(WHAT IS NEEDED)
Where does the string "index" appear? Copy every line of the entries below that holds it.

(STORED ROWS)
>>>
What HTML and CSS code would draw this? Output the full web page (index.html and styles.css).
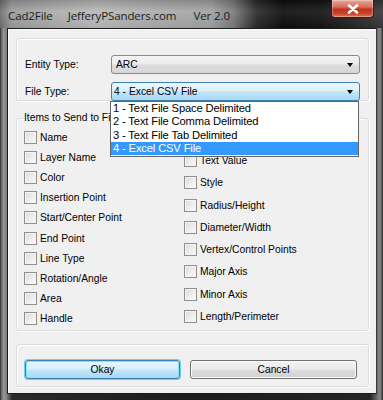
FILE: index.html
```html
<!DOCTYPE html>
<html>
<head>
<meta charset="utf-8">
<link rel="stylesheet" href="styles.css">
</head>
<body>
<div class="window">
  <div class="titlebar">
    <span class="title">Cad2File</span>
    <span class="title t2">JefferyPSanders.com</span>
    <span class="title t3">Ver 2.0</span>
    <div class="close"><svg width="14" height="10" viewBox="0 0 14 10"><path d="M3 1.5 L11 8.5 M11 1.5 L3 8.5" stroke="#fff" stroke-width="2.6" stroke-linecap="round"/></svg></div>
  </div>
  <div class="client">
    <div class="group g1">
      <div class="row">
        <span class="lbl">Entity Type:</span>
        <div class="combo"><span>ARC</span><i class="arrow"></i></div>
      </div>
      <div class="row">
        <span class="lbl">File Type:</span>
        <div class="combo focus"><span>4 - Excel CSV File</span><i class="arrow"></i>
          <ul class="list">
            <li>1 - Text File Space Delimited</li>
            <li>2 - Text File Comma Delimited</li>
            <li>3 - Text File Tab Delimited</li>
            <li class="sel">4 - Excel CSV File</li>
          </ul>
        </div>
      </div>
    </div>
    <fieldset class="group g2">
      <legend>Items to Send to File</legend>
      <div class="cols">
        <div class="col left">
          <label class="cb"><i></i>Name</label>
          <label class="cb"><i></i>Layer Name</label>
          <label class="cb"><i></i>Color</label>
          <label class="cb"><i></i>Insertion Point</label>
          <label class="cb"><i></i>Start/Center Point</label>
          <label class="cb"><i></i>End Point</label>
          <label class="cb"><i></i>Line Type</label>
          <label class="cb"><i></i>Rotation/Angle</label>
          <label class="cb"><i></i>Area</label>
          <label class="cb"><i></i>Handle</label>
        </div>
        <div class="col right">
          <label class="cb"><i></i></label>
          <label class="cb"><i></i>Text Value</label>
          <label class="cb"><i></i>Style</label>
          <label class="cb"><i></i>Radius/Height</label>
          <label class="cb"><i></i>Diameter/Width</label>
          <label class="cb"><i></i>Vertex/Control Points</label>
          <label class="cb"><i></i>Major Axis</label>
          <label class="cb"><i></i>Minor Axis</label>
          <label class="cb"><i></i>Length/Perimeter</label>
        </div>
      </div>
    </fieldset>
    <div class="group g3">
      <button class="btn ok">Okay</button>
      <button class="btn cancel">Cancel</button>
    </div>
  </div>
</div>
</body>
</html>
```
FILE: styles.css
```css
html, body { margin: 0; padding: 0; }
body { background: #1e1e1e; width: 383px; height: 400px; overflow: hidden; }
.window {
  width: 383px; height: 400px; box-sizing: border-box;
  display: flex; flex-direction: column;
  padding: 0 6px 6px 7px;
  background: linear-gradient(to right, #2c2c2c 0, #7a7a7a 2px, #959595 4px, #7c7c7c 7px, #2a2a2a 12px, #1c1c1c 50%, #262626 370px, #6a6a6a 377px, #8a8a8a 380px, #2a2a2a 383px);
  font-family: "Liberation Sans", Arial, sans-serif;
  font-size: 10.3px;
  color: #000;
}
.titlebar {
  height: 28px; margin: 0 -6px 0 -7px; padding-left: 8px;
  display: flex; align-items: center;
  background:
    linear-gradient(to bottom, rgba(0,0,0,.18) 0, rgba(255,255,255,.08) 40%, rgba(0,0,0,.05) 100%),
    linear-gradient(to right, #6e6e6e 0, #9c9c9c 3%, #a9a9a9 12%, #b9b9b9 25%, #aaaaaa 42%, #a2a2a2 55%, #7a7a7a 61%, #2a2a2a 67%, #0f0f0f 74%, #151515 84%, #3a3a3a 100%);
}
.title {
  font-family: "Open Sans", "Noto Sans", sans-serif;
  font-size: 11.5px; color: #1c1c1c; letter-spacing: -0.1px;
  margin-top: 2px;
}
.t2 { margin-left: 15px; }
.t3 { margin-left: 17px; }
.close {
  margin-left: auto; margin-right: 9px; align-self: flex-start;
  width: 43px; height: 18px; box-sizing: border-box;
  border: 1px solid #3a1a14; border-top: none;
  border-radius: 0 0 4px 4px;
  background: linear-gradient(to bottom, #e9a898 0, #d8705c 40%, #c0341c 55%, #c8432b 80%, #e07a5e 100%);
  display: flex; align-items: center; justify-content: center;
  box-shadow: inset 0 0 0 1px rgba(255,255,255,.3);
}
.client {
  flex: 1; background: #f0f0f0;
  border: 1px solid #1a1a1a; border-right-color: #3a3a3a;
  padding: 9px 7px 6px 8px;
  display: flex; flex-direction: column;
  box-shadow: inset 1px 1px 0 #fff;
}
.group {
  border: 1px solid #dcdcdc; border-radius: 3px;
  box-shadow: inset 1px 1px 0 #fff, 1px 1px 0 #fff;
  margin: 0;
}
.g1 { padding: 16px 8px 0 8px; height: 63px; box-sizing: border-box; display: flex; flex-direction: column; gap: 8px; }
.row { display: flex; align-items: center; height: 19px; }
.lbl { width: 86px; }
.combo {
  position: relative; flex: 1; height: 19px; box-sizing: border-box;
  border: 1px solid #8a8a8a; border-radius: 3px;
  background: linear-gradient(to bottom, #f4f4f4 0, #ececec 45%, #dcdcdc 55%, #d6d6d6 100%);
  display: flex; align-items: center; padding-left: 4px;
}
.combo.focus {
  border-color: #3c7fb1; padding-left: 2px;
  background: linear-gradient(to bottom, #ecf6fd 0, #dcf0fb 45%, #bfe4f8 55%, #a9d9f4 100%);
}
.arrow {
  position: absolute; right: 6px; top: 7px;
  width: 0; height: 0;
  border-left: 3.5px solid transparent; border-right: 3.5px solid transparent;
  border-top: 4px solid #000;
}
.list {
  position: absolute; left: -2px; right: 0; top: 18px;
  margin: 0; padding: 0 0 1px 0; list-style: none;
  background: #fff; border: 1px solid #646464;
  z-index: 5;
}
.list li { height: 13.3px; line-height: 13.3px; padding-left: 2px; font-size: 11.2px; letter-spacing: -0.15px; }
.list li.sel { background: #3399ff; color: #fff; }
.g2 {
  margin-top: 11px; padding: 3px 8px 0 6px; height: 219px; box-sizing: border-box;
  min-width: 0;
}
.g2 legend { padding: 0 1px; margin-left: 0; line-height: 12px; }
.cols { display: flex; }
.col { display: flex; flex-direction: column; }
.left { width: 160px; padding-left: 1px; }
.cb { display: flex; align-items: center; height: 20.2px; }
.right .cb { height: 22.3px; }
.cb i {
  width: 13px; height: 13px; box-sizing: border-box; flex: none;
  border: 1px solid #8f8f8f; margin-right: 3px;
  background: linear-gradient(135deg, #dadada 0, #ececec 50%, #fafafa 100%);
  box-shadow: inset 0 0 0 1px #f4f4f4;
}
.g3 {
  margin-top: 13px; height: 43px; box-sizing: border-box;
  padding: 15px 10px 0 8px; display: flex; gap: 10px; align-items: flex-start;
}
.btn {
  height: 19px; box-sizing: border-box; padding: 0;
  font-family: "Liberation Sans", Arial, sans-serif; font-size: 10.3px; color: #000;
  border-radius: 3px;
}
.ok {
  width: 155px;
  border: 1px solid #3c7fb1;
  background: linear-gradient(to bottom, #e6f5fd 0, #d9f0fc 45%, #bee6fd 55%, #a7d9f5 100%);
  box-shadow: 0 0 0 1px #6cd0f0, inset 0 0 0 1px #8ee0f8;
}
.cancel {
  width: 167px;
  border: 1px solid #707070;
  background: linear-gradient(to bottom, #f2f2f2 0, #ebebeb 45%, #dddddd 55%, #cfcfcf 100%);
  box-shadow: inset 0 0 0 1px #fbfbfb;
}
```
<<<
>>>
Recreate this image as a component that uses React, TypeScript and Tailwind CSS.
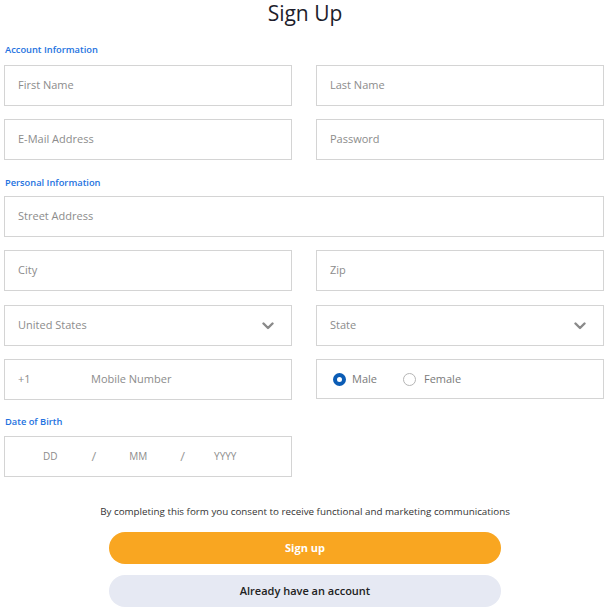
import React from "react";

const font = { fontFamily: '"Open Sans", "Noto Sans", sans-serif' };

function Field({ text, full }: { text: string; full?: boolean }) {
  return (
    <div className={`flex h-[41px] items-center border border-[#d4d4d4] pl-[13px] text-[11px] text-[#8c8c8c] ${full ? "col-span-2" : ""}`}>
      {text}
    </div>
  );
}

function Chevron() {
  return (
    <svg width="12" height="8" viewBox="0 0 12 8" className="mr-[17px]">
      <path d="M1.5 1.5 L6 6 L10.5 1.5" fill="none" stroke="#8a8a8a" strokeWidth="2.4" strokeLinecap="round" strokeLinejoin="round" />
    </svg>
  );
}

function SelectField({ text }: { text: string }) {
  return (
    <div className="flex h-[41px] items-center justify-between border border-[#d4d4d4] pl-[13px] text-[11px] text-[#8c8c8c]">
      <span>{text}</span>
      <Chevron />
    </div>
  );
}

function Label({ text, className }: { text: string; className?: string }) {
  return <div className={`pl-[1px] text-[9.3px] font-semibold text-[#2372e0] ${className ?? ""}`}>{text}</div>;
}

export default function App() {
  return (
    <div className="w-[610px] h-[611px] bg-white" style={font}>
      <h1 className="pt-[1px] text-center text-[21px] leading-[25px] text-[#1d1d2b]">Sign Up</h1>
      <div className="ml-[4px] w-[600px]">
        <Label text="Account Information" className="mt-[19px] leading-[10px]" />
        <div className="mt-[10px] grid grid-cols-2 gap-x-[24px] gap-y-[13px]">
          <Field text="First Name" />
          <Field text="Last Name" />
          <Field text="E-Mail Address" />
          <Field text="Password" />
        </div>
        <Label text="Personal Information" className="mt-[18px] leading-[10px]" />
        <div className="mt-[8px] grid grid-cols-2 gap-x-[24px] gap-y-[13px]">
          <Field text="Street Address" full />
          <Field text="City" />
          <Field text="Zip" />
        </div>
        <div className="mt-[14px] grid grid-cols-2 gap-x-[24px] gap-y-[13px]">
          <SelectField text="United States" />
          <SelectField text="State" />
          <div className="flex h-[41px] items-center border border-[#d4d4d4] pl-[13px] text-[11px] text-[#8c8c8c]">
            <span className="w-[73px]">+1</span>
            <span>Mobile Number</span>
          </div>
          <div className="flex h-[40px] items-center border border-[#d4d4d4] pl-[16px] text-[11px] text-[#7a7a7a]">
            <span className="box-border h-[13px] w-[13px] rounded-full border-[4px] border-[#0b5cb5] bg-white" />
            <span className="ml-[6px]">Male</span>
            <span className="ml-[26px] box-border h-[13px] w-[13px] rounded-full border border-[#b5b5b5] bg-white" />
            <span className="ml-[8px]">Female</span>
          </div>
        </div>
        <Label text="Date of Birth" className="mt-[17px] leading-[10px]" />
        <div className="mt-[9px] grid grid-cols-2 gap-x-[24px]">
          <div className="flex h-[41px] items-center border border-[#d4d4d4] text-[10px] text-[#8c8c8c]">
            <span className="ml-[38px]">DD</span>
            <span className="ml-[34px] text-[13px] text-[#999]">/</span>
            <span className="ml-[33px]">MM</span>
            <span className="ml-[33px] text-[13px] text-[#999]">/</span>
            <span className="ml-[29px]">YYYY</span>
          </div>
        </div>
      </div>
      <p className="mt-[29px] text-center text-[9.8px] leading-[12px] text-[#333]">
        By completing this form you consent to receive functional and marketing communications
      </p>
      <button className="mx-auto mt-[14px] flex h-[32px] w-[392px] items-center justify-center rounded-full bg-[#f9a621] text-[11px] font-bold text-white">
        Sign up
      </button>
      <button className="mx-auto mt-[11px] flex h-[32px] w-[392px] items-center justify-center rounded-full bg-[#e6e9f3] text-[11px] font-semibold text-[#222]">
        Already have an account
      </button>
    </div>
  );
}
<<<
(EXERCISE SOLUTION)
What HTML and CSS code would draw this? Output the full web page (index.html and styles.css).
FILE: index.html
  z-index: 5;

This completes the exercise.